- Other name: Sreepur Bahini
- Founder: Akbar Hossain Miah
- Leader: Akbar Hossain Miah Mollah Nabuwat Ali
- Dates active: 1971
- Allegiance: Bangladesh
- Active regions: Bangladesh
- Status: Dissolved
- Size: 800
- Wars: Bangladesh War of Independence

= Akbar Bahini =

Volunteer force during the Bangladesh War of Independence

Akbar Bahini (also known as Sreepur Bahini) (Note: Bengali: আকবর বাহিনী, romanized: Ākabara bāhinī) was a volunteer force during the Bangladesh War of Independence. Akbar Hossain Miah was the Chairman of Srikul Union in Sreepur Thana of Magura District. Immediately after the outbreak of war in East Pakistan, Akbar Hossain devoted himself in organising a group of fighters. The majority of the members of Akbar Bahini were extracted from amongst the locals of Sreepur area, but also included members of the East Pakistan Rifles. Akbar Hossain Miah, formed a group of fighters called 'Akbar Bahini'. Akbar Hossain was the commander, and Mollah Nabuwat Ali was its deputy commander.
==History==
Akbar Bahini caused immense damage and inflicted heavy casualties to the Pakistan Army. The group fought in the battles of Alkapur and Sreepur, they launched an attack on Isakhada Razakar camp, Magura Ansar camp, and battles of Mashlia, Boroipara, Khamarpara, Bakol, Magura, Jessore and Faridpur, Even though the Akbar Bahini fought independently, they had good coordination with officers of Sector 8 of the Mukti Bahini.
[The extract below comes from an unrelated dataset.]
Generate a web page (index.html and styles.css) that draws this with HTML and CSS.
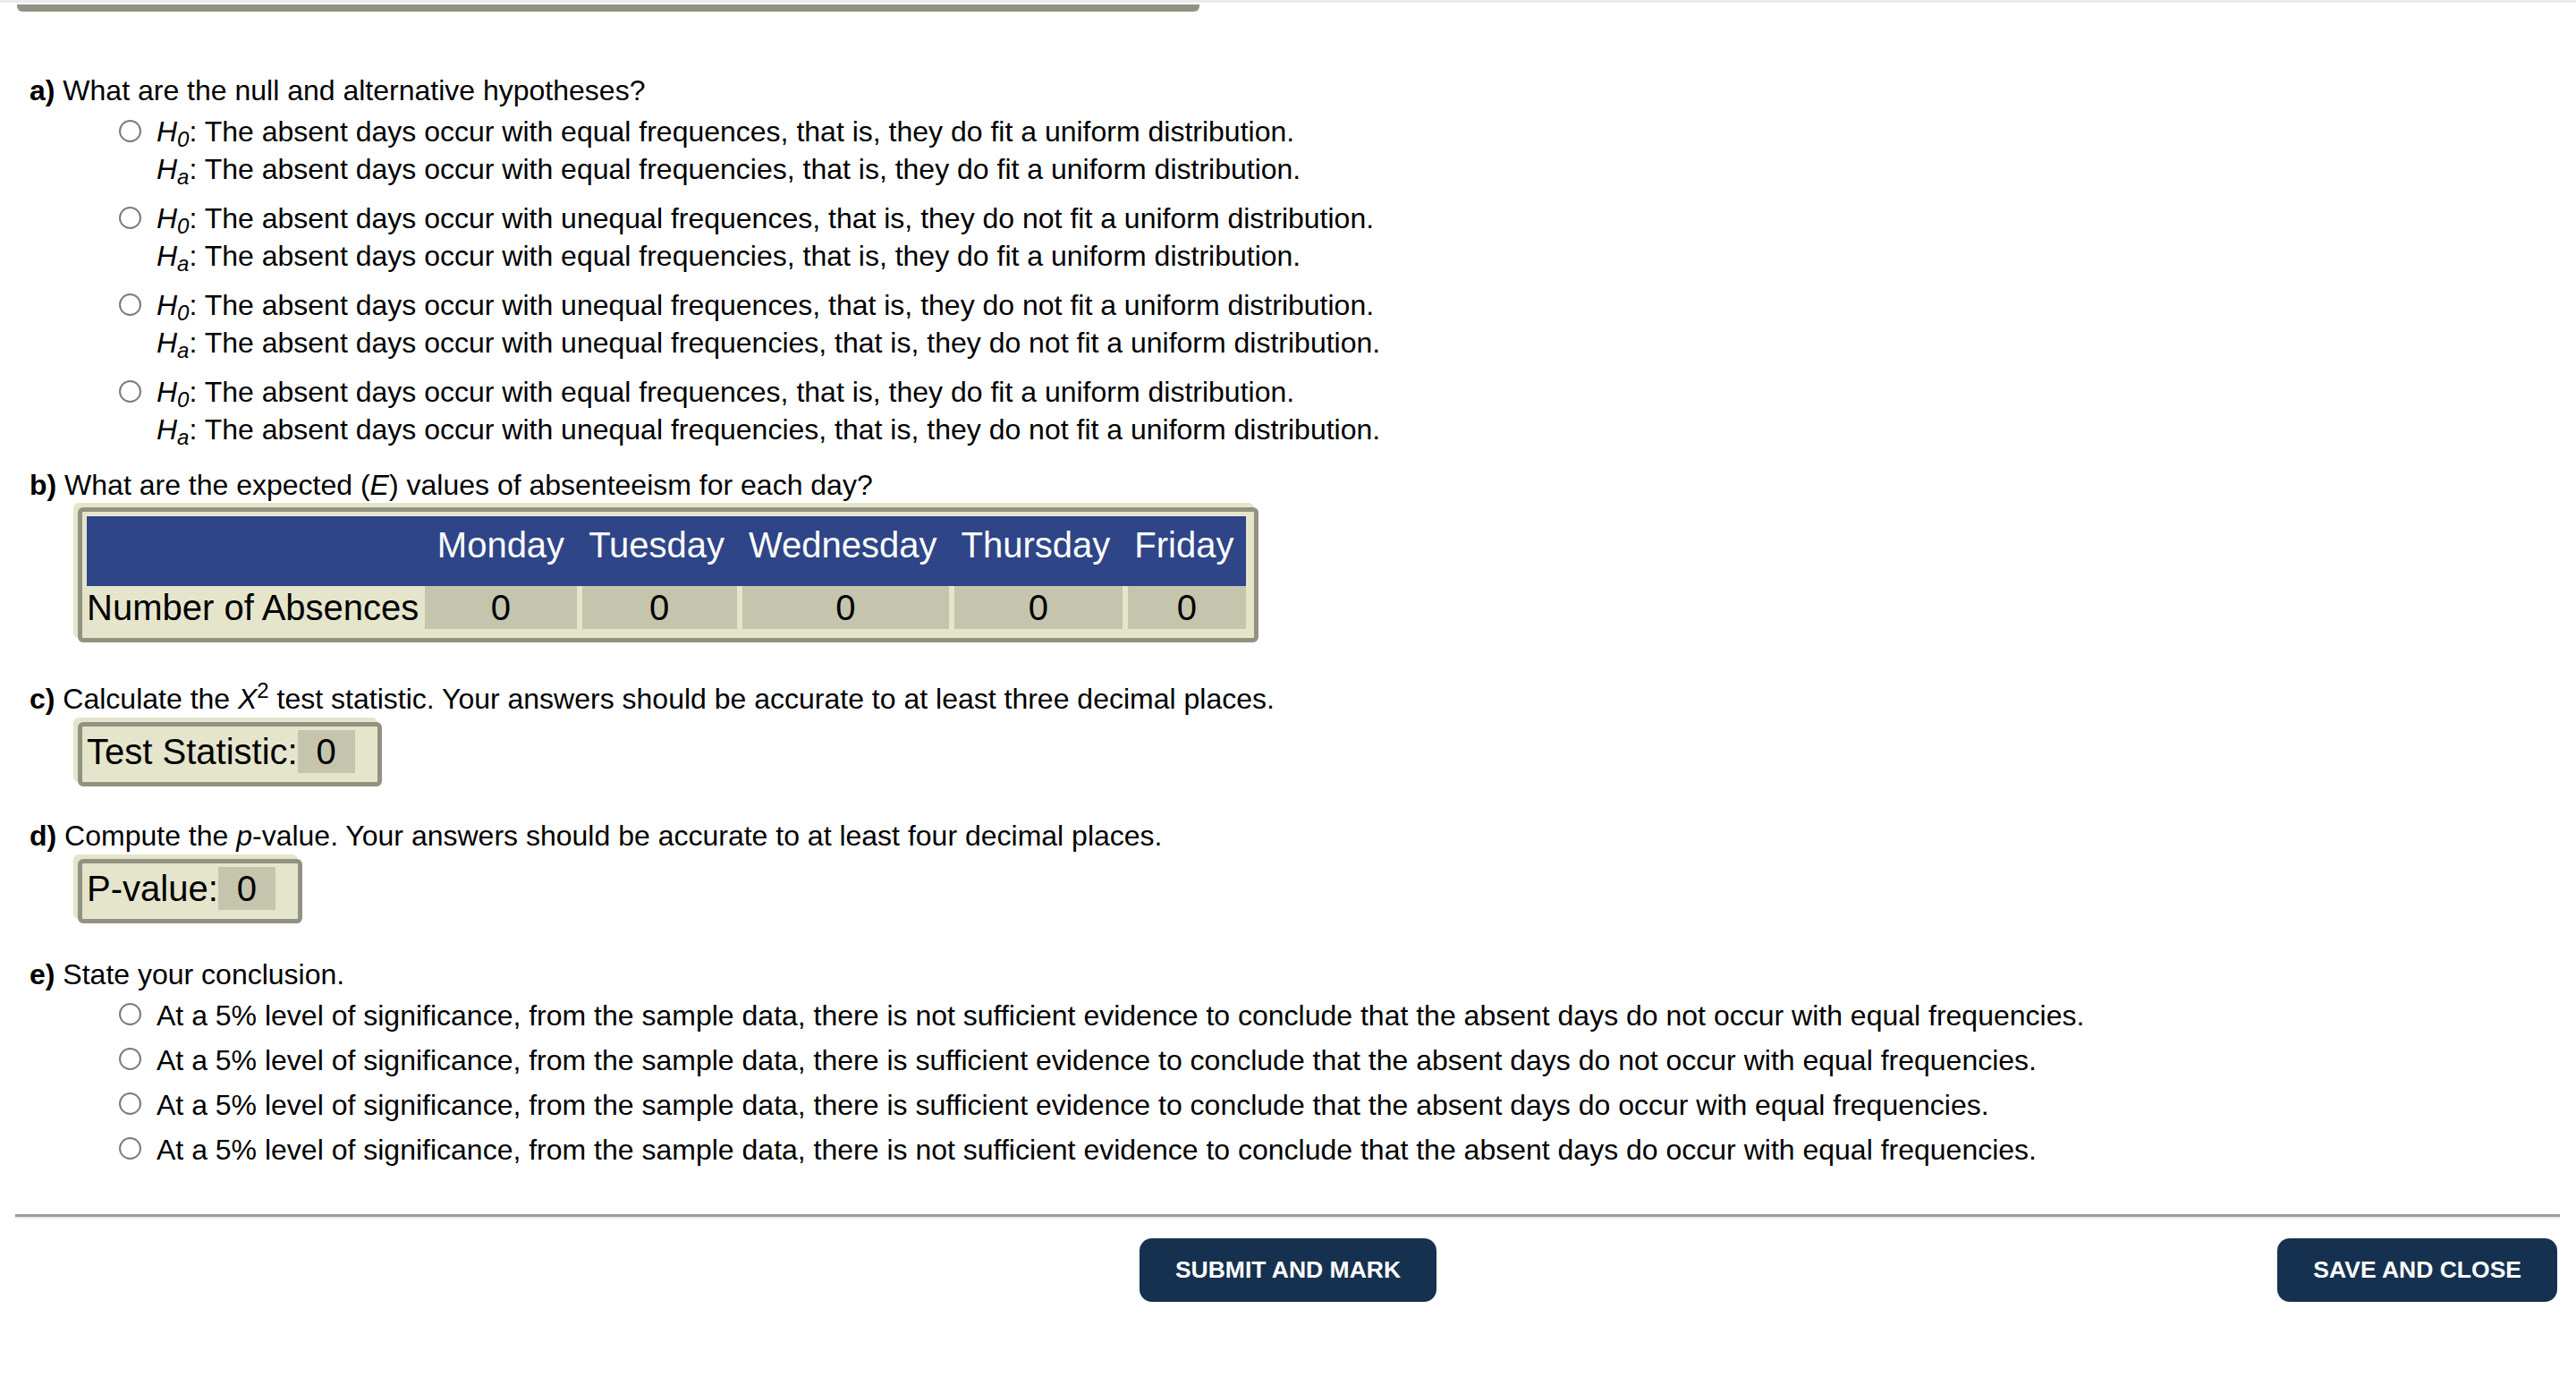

the volunteer force reportedly had around 800 fighters. a few were killed in an operation which was conducted in October 1971, to capture Ranger and Razakar Camp in Magura, the position was not captured, but Pakistan forces suffered heavy casualties. the group waged successful campaigns and operations against Pakistani forces in Greater Jessore and Faridpur. the group captured Magura on December 7, 1971.